Section 751 targets two specific classes of assets: unrealized receivables and inventory items, collectively known as “hot assets.” Unrealized receivables include the right to payment for goods or services rendered that have not yet been included in income. Inventory items are defined broadly to include property that would be considered ordinary income property if sold.

A distribution that changes a partner’s proportionate interest in these hot assets is treated as a taxable sale or exchange between the partner and the partnership. For instance, if a partner receives a disproportionately large distribution of cash while giving up their share of the partnership’s unrealized receivables, the transaction is bifurcated. The partner is treated as having sold their share of the unrealized receivables to the partnership, and the gain is taxed immediately as ordinary income.

The amount of ordinary income recognized under Section 751 is the difference between the fair market value of the hot assets relinquished and the partner’s adjusted basis in those assets. This mandatory recharacterization ensures that the ordinary income inherent in the partnership’s assets is recognized immediately rather than being converted into deferred capital gain. This rule requires careful tracking of the fair market value of hot assets before any non-pro-rata distribution.
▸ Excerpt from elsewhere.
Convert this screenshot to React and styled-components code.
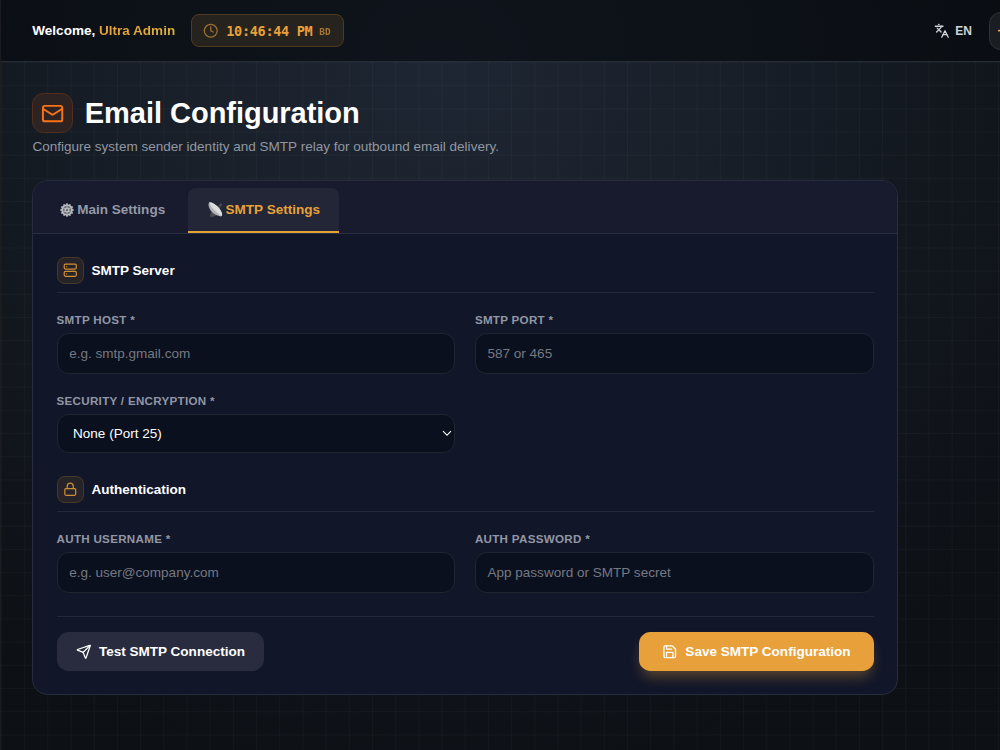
import React from "react";
import styled, { createGlobalStyle } from "styled-components";
import { Clock, Languages, Sun, Mail, Server, Lock, Send, Save } from "lucide-react";

const GlobalStyle = createGlobalStyle`
  *, *::before, *::after { box-sizing: border-box; }
  body {
    margin: 0;
    background: #0b0e13;
    font-family: "Liberation Sans", Arial, sans-serif;
    color: #fff;
    overflow: hidden;
  }
`;

const Page = styled.div`
  display: flex;
  flex-direction: column;
  height: 750px;
  width: 1000px;
  overflow: hidden;
  border-left: 1px solid #1a1c20;
  background: radial-gradient(ellipse 760px 720px at 440px 70px, #1e2633 0%, #19202a 34%, #12171e 68%, #0d1015 100%);
`;

const TopBar = styled.header`
  flex: none;
  display: flex;
  align-items: center;
  height: 62px;
  padding-left: 31.3px;
  background: rgba(7, 9, 15, 0.62);
  border-bottom: 1px solid #262b34;
`;

const Welcome = styled.div`
  font-size: 13.54px;
  font-weight: 700;
  white-space: nowrap;
`;

const UserName = styled.span`
  background: linear-gradient(90deg, #e89f3a, #dcb13c);
  background-clip: text;
  color: transparent;
`;

const ClockPill = styled.div`
  display: flex;
  align-items: center;
  width: 153px;
  height: 33px;
  margin-left: 15.5px;
  padding-left: 11.6px;
  border: 1px solid #4f3b1e;
  border-radius: 8px;
  background: #26231f;
  color: #e8a13a;
  font-family: "DejaVu Sans Mono", monospace;
  font-weight: 700;
  white-space: nowrap;
  svg { opacity: 0.6; }
`;

const Time = styled.span`
  margin-left: 7.5px;
  font-size: 13.54px;
  letter-spacing: -0.32px;
`;

const Zone = styled.span`
  margin: 2px 0 0 7px;
  font-size: 9.4px;
  opacity: 0.66;
`;

const Language = styled.div`
  display: flex;
  align-items: center;
  gap: 6px;
  margin-left: auto;
  font-size: 12px;
  font-weight: 700;
  color: #cfd3da;
`;

const ThemeButton = styled.button`
  flex: none;
  display: flex;
  align-items: center;
  width: 38.7px;
  height: 38px;
  margin: 0 -28px 0 17.5px;
  padding: 0 0 0 7px;
  border: 1px solid #2e3239;
  border-radius: 11.6px;
  background: #1a1d22;
  color: #f0a020;
`;

const Main = styled.main`
  flex: 1;
  padding: 31px 0 0 31.4px;
  background-image:
    linear-gradient(to right, rgba(255, 255, 255, 0.027) 1px, transparent 1px),
    linear-gradient(to bottom, rgba(255, 255, 255, 0.027) 1px, transparent 1px);
  background-size: 23.2px 23.2px;
`;

const TitleRow = styled.div`
  display: flex;
  align-items: center;
  gap: 11.8px;
  height: 40.4px;
`;

const TitleIcon = styled.div`
  display: flex;
  align-items: center;
  justify-content: center;
  width: 40.6px;
  height: 40px;
  border: 1px solid #54301c;
  border-radius: 11.6px;
  background: #2d2323;
  color: #f97316;
`;

const Title = styled.h1`
  margin: 0;
  font-size: 29px;
  line-height: 40px;
  font-weight: 700;
  letter-spacing: -0.03px;
`;

const Subtitle = styled.p`
  margin: 3.8px 0 23.3px;
  font-size: 13.54px;
  line-height: 19.3px;
  color: #9197a3;
`;

const Card = styled.section`
  width: 865.6px;
  height: 515.2px;
  border: 1px solid #262d3f;
  border-radius: 15.5px;
  background: #111629;
  overflow: hidden;
`;

const Tabs = styled.nav`
  display: flex;
  gap: 4.1px;
  height: 53px;
  padding: 7.7px 7.7px 0;
  background: #171b2d;
  border-bottom: 1px solid #2a3042;
`;

const Tab = styled.button`
  display: flex;
  align-items: center;
  gap: 3px;
  height: 44.6px;
  padding: 0 19.15px;
  border: 0;
  border-bottom: 2px solid ${(p) => (p.$active ? "#e8a13a" : "transparent")};
  border-radius: 7.7px 7.7px 0 0;
  background: ${(p) => (p.$active ? "#232637" : "transparent")};
  color: ${(p) => (p.$active ? "#e8a13a" : "#9599a6")};
  font: 700 13.54px "Liberation Sans", Arial, sans-serif;
  white-space: nowrap;
`;

const Form = styled.div`
  padding: 23.2px 23.15px;
`;

const SectionHead = styled.div`
  display: flex;
  align-items: center;
  gap: 7.5px;
  height: 36px;
  padding-bottom: 8px;
  margin-bottom: 19px;
  border-bottom: 1px solid #23293a;
`;

const SectionIcon = styled.div`
  display: flex;
  align-items: center;
  justify-content: center;
  width: 27.4px;
  height: 27.1px;
  border: 1px solid #4a3a25;
  border-radius: 7.7px;
  background: #262428;
  color: #d08f35;
`;

const SectionTitle = styled.h2`
  margin: 0;
  font-size: 13.54px;
  font-weight: 700;
`;

const Grid = styled.div`
  display: grid;
  grid-template-columns: 1fr 1fr;
  gap: 19.4px;
  margin-bottom: 23.1px;
`;

const Field = styled.label`
  display: flex;
  flex-direction: column;
  gap: 5.9px;
`;

const FieldLabel = styled.span`
  font-size: 11.6px;
  line-height: 15.3px;
  font-weight: 700;
  letter-spacing: 0.3px;
  color: #9297a5;
`;

const Input = styled.input`
  width: 100%;
  height: 40.6px;
  padding: 0 11.6px;
  border: 1px solid #20262f;
  border-radius: 11.6px;
  background: #0b101e;
  color: #fff;
  outline: none;
  font: 13.54px "Liberation Sans", Arial, sans-serif;
  &::placeholder { color: #757982; opacity: 1; }
`;

const SelectBox = styled.div`
  display: flex;
  align-items: center;
  justify-content: space-between;
  height: 38.4px;
  padding: 0 2.5px 1px 15.5px;
  border: 1px solid #20262f;
  border-radius: 11.6px;
  background: #0b101e;
  font-size: 13.54px;
`;

const Actions = styled.div`
  display: flex;
  justify-content: space-between;
  padding-top: 15.5px;
  border-top: 1px solid #23293a;
`;

const Button = styled.button`
  display: flex;
  align-items: center;
  justify-content: center;
  gap: 7.7px;
  width: ${(p) => (p.$primary ? "235px" : "207.7px")};
  height: 38.6px;
  padding: 0;
  border: 0;
  border-radius: 11.6px;
  background: ${(p) => (p.$primary ? "#e8a13a" : "#282c3e")};
  box-shadow: ${(p) => (p.$primary ? "0 8px 14px -3px rgba(232, 161, 58, 0.36)" : "none")};
  color: #fff;
  font: 700 13.54px "Liberation Sans", Arial, sans-serif;
  white-space: nowrap;
`;

const teeth = Array.from({ length: 12 }, (_, i) => i * 30);

const GearGlyph = () => (
  <svg width="14" height="14" viewBox="0 0 28 28">
    <g fill="#a4a7ac">
      {teeth.map((a) => (
        <rect key={a} x="12.1" y="0.6" width="3.8" height="5" rx="1" transform={`rotate(${a} 14 14)`} />
      ))}
    </g>
    <circle cx="14" cy="14" r="9.8" fill="#6f737b" stroke="#b9bcc0" strokeWidth="3" />
    <g stroke="#b0b3b8" strokeWidth="1.5">
      {[0, 60, 120].map((a) => (
        <path key={a} d="M14 5v18" transform={`rotate(${a} 14 14)`} />
      ))}
    </g>
    <circle cx="14" cy="14" r="4" fill="#8b8f96" stroke="#d0d2d5" strokeWidth="1.8" />
    <circle cx="14" cy="14" r="1.4" fill="#3c404b" />
  </svg>
);

const DishGlyph = () => (
  <svg width="15" height="15" viewBox="0 0 30 30">
    <path d="M4 29c0-5 2-9 6-10l8 7c-3 3-9 4-14 3z" fill="#4b4d55" />
    <path d="M15 12 26 5M20 18 26 5" stroke="#54555c" strokeWidth="1.8" />
    <circle cx="25.5" cy="5.5" r="2.6" fill="#4a4b51" />
    <path d="M2 1C-2 10 8 26 26 29c5-3 1-12-7-20S4-1 2 1z" fill="#b3b4b9" />
    <path d="M3 1c4-1 11 3 16 8s12 15 8 19C20 24 6 12 3 1z" fill="#dedfe1" />
    <path d="M7 5c4 8 10 15 18 20" stroke="#c3c4c8" strokeWidth="0.9" fill="none" />
  </svg>
);

const ChevronGlyph = () => (
  <svg width="10" height="8" viewBox="0 0 10 8" fill="none" stroke="#fff" strokeWidth="1.1">
    <path d="M1 2.2 5 6.2 9 2.2" />
  </svg>
);

function TextField({ label, placeholder, type = "text" }) {
  return (
    <Field>
      <FieldLabel>{label}</FieldLabel>
      <Input type={type} placeholder={placeholder} />
    </Field>
  );
}

function Section({ icon: Icon, title }) {
  return (
    <SectionHead>
      <SectionIcon><Icon size={14.5} /></SectionIcon>
      <SectionTitle>{title}</SectionTitle>
    </SectionHead>
  );
}

export default function App() {
  return (
    <Page>
      <GlobalStyle />
      <TopBar>
        <Welcome>Welcome, <UserName>Ultra Admin</UserName></Welcome>
        <ClockPill>
          <Clock size={15.5} />
          <Time>10:46:44 PM</Time>
          <Zone>BD</Zone>
        </ClockPill>
        <Language><Languages size={15.5} />EN</Language>
        <ThemeButton aria-label="Theme"><Sun size={19.3} /></ThemeButton>
      </TopBar>
      <Main>
        <TitleRow>
          <TitleIcon><Mail size={23.2} /></TitleIcon>
          <Title>Email Configuration</Title>
        </TitleRow>
        <Subtitle>Configure system sender identity and SMTP relay for outbound email delivery.</Subtitle>
        <Card>
          <Tabs>
            <Tab><GearGlyph />Main Settings</Tab>
            <Tab $active><DishGlyph />SMTP Settings</Tab>
          </Tabs>
          <Form>
            <Section icon={Server} title="SMTP Server" />
            <Grid>
              <TextField label="SMTP HOST *" placeholder="e.g. smtp.gmail.com" />
              <TextField label="SMTP PORT *" placeholder="587 or 465" />
              <Field as="div">
                <FieldLabel>SECURITY / ENCRYPTION *</FieldLabel>
                <SelectBox>None (Port 25)<ChevronGlyph /></SelectBox>
              </Field>
            </Grid>
            <Section icon={Lock} title="Authentication" />
            <Grid>
              <TextField label="AUTH USERNAME *" placeholder="e.g. user@company.com" />
              <TextField label="AUTH PASSWORD *" placeholder="App password or SMTP secret" type="password" />
            </Grid>
            <Actions>
              <Button><Send size={15.5} />Test SMTP Connection</Button>
              <Button $primary><Save size={15.5} />Save SMTP Configuration</Button>
            </Actions>
          </Form>
        </Card>
      </Main>
    </Page>
  );
}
Another significant exception is the “disguised sale” rule under Section 707, which prevents partners from structuring a sale of property to the partnership as a tax-free contribution followed by a tax-free distribution. If a partner contributes property to the partnership and shortly thereafter receives a distribution of cash or other property, the IRS may recharacterize the transaction as a taxable sale of the property. This recharacterization forces the partner to recognize gain immediately.

The IRS employs a rebuttable presumption that any contribution and related distribution occurring within a two-year period constitute a sale. The partner must provide clear evidence to the contrary to avoid this treatment, such as proof that the distribution was made solely to cover pre-formation expenses or was based on the partner’s share of operating cash flow. If the transaction is successfully recharacterized as a sale, the partner must recognize gain or loss equal to the difference between the fair market value of the distributed cash and the partner’s basis in the sold portion of the property.

These special rules serve as anti-abuse provisions, ensuring that the favorable tax treatment of partnership distributions is reserved for genuine returns of capital. Failure to account for Section 751 or Section 707 can transform an anticipated tax-free event into an immediate ordinary income tax liability.